I am running the TRP 9.0's and they are awesome. The stopping power is impressive.


----------



## mttklmrr1

Actually, Tektro makes three mini v models. 926a has 80mm length arms while RX5 has 85mm and RX6 has 90mm.

Choosing the right one depends on the amount of cable pull your lever has. Longer arms produce more stopping power and shorter arms give more clearance between rims and brake pads. 

I choose the RX5's and braking is excellent with 5700 shifters/levers. The new Shimano levers pull a bit more cable than its predecessors.

Your levers might be your deciding factor.


----------



## jared_j

I'm running SRAM levers. The TRP site suggests the TRP CX8.4 for SRAM levers. I'm thinking the Tektro analog to this model is the Tektro 926a. Is that correct?

I don't want to mess around with a Travel Agent or any of that jazz.


----------



## mttklmrr1

TRP CX8.4 are closer to RX5. I would go for 926a's for a bit more rim and pad clearance and lessen the risk of needing a Travel Agent. You might also need to buy adjustable barrel noddles. I am using Jagwire Noodle w/Brake Adjuster Barrels on my mini v brakes.


----------



## LC

Shorter the better for use with STI levers so go with the 926. You already have plenty of mechanical advantage, enough that you can lock your brakes with one finger. Pad clearance before running out of lever pull is more of a problem.


----------



## davidka

As LC said, the leverage is in the lever. You can easily have too much power since we ride skinny little tires with small tread.

Another real issue is if the brake arm length is a large enough mis-match with the lever, it will be difficult to disconnect the cross-cable/brake noodle to remove the wheel.


----------



## winmac

I have Ultegra 6600 levers. Will the Tektro RX5 or 926A work for real?
I keep getting different answers.


----------



## tihsepa

winmac said:


> I have Ultegra 6600 levers. Will the Tektro RX5 or 926A work for real?
> I keep getting different answers.


I am using 5600 levers with my TRP 9.0's and they are good. Whatever tektro's are 9cm long will work fine. They pull close to the bar but will lock cross tires on any surface. Takes some getting used to. The stopping power and modulation in awesome.


----------



## krisdrum

Sorry to drag this up but am finding conflicting information out there.

I see the 926AL listed on Tektro's site.
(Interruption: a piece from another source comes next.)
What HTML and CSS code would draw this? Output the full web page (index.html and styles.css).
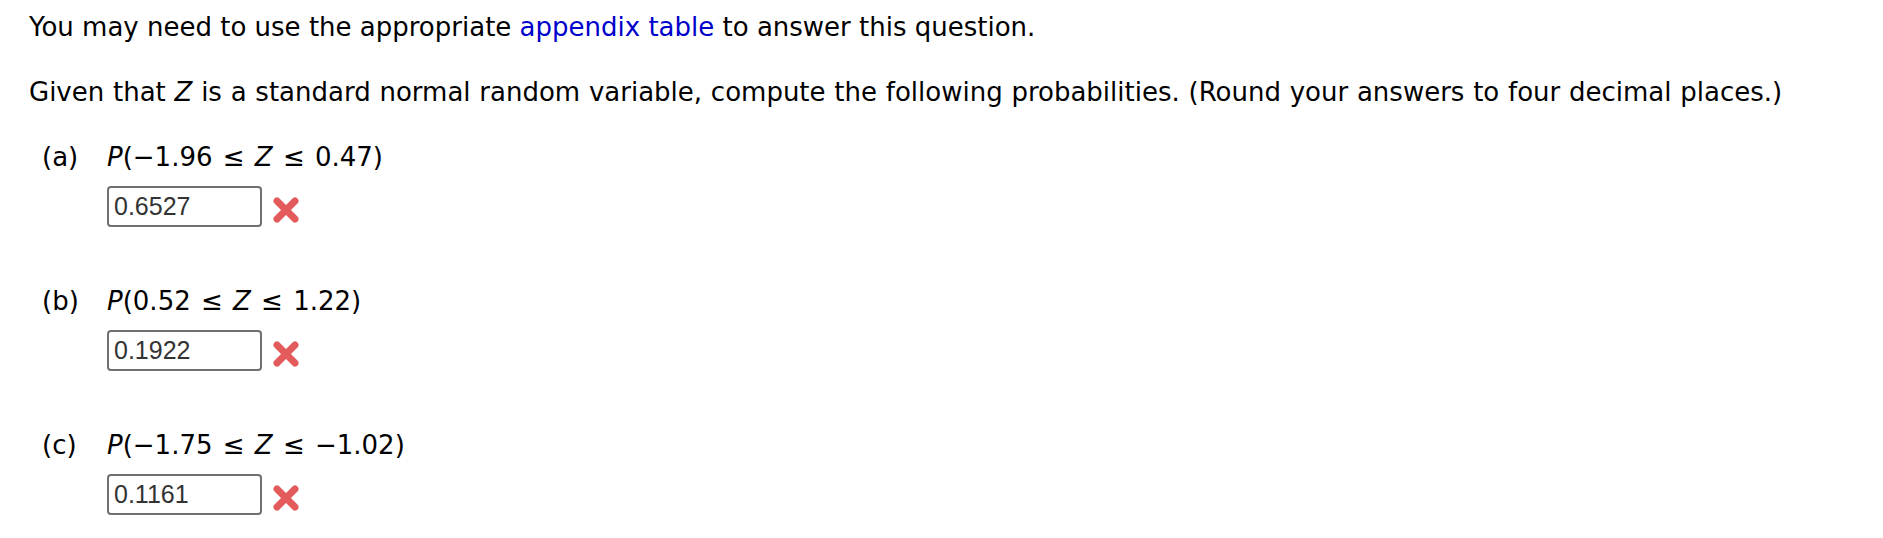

No specifications around what lever pull they match up to. In online stores I am finding listings for both the 926AL and a 926A. The A (no L) model seems to have a long pull designation associated with it, which would not match with a short pull drop bar lever as I understand it. The Tektro w ebsite does not list the A (no L). 

Are they really 2 different models? Would getting the A and trying to match it to a SRAM road lever be an effort in futility? I'm so confused. 

I like the idea of more stopping power and no fork shudder for my cross bike. I also like the idea of longer pad travel to facilitate mud clearance. So an 80mm armed V brake looks great. I just don't want to waste my time and money if the ones I am seeing advertised for $10-15 won't work with my levers.


----------



## GearDaddy

krisdrum said:


> Sorry to drag this up but am finding conflicting information out there.
> 
> I see the 926AL listed on Tektro's site. No specifications around what lever pull they match up to. In online stores I am finding listings for both the 926AL and a 926A. The A (no L) model seems to have a long pull designation associated with it, which would not match with a short pull drop bar lever as I understand it. The Tektro w ebsite does not list the A (no L).
> 
> Are they really 2 different models? Would getting the A and trying to match it to a SRAM road lever be an effort in futility? I'm so confused.
> 
> I like the idea of more stopping power and no fork shudder for my cross bike. I also like the idea of longer pad travel to facilitate mud clearance. So an 80mm armed V brake looks great. I just don't want to waste my time and money if the ones I am seeing advertised for $10-15 won't work with my levers.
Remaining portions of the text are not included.